- [Available data]
=-=-=

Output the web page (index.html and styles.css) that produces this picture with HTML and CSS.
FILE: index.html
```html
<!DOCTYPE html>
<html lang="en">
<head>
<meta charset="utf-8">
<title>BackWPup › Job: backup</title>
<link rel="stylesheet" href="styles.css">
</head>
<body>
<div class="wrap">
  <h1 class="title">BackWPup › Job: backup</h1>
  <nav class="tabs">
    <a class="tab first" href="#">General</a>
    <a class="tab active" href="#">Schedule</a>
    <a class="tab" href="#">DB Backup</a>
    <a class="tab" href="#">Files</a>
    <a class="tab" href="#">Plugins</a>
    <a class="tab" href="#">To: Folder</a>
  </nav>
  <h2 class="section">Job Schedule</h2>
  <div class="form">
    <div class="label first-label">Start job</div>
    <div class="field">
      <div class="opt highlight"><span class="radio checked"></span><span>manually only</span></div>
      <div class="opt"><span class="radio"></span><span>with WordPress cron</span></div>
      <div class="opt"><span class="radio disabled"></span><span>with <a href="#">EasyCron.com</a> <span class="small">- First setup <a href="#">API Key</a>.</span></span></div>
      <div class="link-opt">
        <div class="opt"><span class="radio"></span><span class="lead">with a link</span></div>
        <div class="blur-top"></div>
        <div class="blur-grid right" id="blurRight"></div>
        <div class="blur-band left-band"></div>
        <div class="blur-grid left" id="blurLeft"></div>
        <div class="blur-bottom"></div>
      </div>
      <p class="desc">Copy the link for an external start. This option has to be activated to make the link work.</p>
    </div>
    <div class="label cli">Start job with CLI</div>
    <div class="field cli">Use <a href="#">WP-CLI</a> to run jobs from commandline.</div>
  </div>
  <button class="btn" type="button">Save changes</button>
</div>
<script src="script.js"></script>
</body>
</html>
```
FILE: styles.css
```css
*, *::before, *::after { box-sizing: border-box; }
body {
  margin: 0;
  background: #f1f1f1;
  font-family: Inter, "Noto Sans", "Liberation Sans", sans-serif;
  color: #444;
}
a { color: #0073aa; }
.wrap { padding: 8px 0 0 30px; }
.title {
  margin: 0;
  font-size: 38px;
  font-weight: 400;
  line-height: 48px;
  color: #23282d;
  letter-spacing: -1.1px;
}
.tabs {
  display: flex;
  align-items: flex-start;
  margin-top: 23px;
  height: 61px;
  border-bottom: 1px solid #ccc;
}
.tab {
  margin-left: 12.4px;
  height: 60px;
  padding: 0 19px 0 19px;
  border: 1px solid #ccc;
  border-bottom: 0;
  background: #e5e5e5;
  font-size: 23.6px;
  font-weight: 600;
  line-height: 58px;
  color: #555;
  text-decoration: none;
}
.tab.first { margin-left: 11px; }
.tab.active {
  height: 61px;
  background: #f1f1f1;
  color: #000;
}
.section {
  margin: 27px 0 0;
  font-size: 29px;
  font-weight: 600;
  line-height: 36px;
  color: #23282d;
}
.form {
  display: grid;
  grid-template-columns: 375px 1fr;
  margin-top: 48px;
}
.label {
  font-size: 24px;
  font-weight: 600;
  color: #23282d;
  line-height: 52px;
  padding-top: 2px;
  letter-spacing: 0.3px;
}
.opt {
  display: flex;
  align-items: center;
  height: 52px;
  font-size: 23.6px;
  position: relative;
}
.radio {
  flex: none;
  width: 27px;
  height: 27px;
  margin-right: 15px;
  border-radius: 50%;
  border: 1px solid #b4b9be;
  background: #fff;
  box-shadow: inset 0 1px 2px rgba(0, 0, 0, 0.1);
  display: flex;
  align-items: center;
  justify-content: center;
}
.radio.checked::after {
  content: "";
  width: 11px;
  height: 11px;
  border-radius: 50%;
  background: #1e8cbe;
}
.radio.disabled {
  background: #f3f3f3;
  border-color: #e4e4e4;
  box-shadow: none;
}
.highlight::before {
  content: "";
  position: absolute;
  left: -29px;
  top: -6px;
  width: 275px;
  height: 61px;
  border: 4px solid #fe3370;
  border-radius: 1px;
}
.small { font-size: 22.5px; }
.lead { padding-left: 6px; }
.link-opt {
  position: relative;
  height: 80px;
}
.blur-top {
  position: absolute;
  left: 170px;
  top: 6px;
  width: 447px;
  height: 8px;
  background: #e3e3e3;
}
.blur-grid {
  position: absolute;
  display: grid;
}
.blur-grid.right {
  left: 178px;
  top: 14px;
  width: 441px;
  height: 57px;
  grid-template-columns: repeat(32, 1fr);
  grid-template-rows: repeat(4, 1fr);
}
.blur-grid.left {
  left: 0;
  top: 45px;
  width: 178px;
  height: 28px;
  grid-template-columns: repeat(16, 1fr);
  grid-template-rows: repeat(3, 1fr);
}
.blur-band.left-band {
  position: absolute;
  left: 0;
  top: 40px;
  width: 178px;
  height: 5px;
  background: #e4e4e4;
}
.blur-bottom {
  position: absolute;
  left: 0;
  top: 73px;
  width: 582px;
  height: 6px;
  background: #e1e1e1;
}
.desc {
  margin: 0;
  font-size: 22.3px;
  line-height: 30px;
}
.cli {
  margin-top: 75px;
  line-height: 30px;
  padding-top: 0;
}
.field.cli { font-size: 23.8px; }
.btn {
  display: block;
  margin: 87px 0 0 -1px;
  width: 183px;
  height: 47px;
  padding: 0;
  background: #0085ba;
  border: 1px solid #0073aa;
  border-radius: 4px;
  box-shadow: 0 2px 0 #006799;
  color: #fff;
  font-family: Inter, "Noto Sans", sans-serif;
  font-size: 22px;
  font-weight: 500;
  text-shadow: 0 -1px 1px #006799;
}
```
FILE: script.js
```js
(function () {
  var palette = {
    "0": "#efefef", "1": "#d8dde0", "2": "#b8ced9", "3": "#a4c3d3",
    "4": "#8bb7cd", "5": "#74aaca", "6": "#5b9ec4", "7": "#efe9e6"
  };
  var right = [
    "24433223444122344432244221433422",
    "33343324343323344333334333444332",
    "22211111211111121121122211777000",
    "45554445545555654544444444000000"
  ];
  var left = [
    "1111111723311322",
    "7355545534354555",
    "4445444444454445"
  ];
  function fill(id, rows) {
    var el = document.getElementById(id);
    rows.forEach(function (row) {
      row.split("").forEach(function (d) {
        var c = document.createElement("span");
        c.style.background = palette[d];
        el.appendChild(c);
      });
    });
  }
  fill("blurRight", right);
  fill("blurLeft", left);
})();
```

=-=-=

- [Stated goal] Quote each line of the listing above exactly.

- [Written reply]
Output the web page (index.html and styles.css) that produces this picture with HTML and CSS.
FILE: index.html
```html
<!DOCTYPE html>
<html lang="en">
<head>
<meta charset="utf-8">
<title>BackWPup › Job: backup</title>
<link rel="stylesheet" href="styles.css">
</head>
<body>
<div class="wrap">
  <h1 class="title">BackWPup › Job: backup</h1>
  <nav class="tabs">
    <a class="tab first" href="#">General</a>
    <a class="tab active" href="#">Schedule</a>
    <a class="tab" href="#">DB Backup</a>
    <a class="tab" href="#">Files</a>
    <a class="tab" href="#">Plugins</a>
    <a class="tab" href="#">To: Folder</a>
  </nav>
  <h2 class="section">Job Schedule</h2>
  <div class="form">
    <div class="label first-label">Start job</div>
    <div class="field">
      <div class="opt highlight"><span class="radio checked"></span><span>manually only</span></div>
      <div class="opt"><span class="radio"></span><span>with WordPress cron</span></div>
      <div class="opt"><span class="radio disabled"></span><span>with <a href="#">EasyCron.com</a> <span class="small">- First setup <a href="#">API Key</a>.</span></span></div>
      <div class="link-opt">
        <div class="opt"><span class="radio"></span><span class="lead">with a link</span></div>
        <div class="blur-top"></div>
        <div class="blur-grid right" id="blurRight"></div>
        <div class="blur-band left-band"></div>
        <div class="blur-grid left" id="blurLeft"></div>
        <div class="blur-bottom"></div>
      </div>
      <p class="desc">Copy the link for an external start. This option has to be activated to make the link work.</p>
    </div>
    <div class="label cli">Start job with CLI</div>
    <div class="field cli">Use <a href="#">WP-CLI</a> to run jobs from commandline.</div>
  </div>
  <button class="btn" type="button">Save changes</button>
</div>
<script src="script.js"></script>
</body>
</html>
```
FILE: styles.css
```css
*, *::before, *::after { box-sizing: border-box; }
body {
  margin: 0;
  background: #f1f1f1;
  font-family: Inter, "Noto Sans", "Liberation Sans", sans-serif;
  color: #444;
}
a { color: #0073aa; }
.wrap { padding: 8px 0 0 30px; }
.title {
  margin: 0;
  font-size: 38px;
  font-weight: 400;
  line-height: 48px;
  color: #23282d;
  letter-spacing: -1.1px;
}
.tabs {
  display: flex;
  align-items: flex-start;
  margin-top: 23px;
  height: 61px;
  border-bottom: 1px solid #ccc;
}
.tab {
  margin-left: 12.4px;
  height: 60px;
  padding: 0 19px 0 19px;
  border: 1px solid #ccc;
  border-bottom: 0;
  background: #e5e5e5;
  font-size: 23.6px;
  font-weight: 600;
  line-height: 58px;
  color: #555;
  text-decoration: none;
}
.tab.first { margin-left: 11px; }
.tab.active {
  height: 61px;
  background: #f1f1f1;
  color: #000;
}
.section {
  margin: 27px 0 0;
  font-size: 29px;
  font-weight: 600;
  line-height: 36px;
  color: #23282d;
}
.form {
  display: grid;
  grid-template-columns: 375px 1fr;
  margin-top: 48px;
}
.label {
  font-size: 24px;
  font-weight: 600;
  color: #23282d;
  line-height: 52px;
  padding-top: 2px;
  letter-spacing: 0.3px;
}
.opt {
  display: flex;
  align-items: center;
  height: 52px;
  font-size: 23.6px;
  position: relative;
}
.radio {
  flex: none;
  width: 27px;
  height: 27px;
  margin-right: 15px;
  border-radius: 50%;
  border: 1px solid #b4b9be;
  background: #fff;
  box-shadow: inset 0 1px 2px rgba(0, 0, 0, 0.1);
  display: flex;
  align-items: center;
  justify-content: center;
}
.radio.checked::after {
  content: "";
  width: 11px;
  height: 11px;
  border-radius: 50%;
  background: #1e8cbe;
}
.radio.disabled {
  background: #f3f3f3;
  border-color: #e4e4e4;
  box-shadow: none;
}
.highlight::before {
  content: "";
  position: absolute;
  left: -29px;
  top: -6px;
  width: 275px;
  height: 61px;
  border: 4px solid #fe3370;
  border-radius: 1px;
}
.small { font-size: 22.5px; }
.lead { padding-left: 6px; }
.link-opt {
  position: relative;
  height: 80px;
}
.blur-top {
  position: absolute;
  left: 170px;
  top: 6px;
  width: 447px;
  height: 8px;
  background: #e3e3e3;
}
.blur-grid {
  position: absolute;
  display: grid;
}
.blur-grid.right {
  left: 178px;
  top: 14px;
  width: 441px;
  height: 57px;
  grid-template-columns: repeat(32, 1fr);
  grid-template-rows: repeat(4, 1fr);
}
.blur-grid.left {
  left: 0;
  top: 45px;
  width: 178px;
  height: 28px;
  grid-template-columns: repeat(16, 1fr);
  grid-template-rows: repeat(3, 1fr);
}
.blur-band.left-band {
  position: absolute;
  left: 0;
  top: 40px;
  width: 178px;
  height: 5px;
  background: #e4e4e4;
}
.blur-bottom {
  position: absolute;
  left: 0;
  top: 73px;
  width: 582px;
  height: 6px;
  background: #e1e1e1;
}
.desc {
  margin: 0;
  font-size: 22.3px;
  line-height: 30px;
}
.cli {
  margin-top: 75px;
  line-height: 30px;
  padding-top: 0;
}
.field.cli { font-size: 23.8px; }
.btn {
  display: block;
  margin: 87px 0 0 -1px;
  width: 183px;
  height: 47px;
  padding: 0;
  background: #0085ba;
  border: 1px solid #0073aa;
  border-radius: 4px;
  box-shadow: 0 2px 0 #006799;
  color: #fff;
  font-family: Inter, "Noto Sans", sans-serif;
  font-size: 22px;
  font-weight: 500;
  text-shadow: 0 -1px 1px #006799;
}
```
FILE: script.js
```js
(function () {
  var palette = {
    "0": "#efefef", "1": "#d8dde0", "2": "#b8ced9", "3": "#a4c3d3",
    "4": "#8bb7cd", "5": "#74aaca", "6": "#5b9ec4", "7": "#efe9e6"
  };
  var right = [
    "24433223444122344432244221433422",
    "33343324343323344333334333444332",
    "22211111211111121121122211777000",
    "45554445545555654544444444000000"
  ];
  var left = [
    "1111111723311322",
    "7355545534354555",
    "4445444444454445"
  ];
  function fill(id, rows) {
    var el = document.getElementById(id);
    rows.forEach(function (row) {
      row.split("").forEach(function (d) {
        var c = document.createElement("span");
        c.style.background = palette[d];
        el.appendChild(c);
      });
    });
  }
  fill("blurRight", right);
  fill("blurLeft", left);
})();
```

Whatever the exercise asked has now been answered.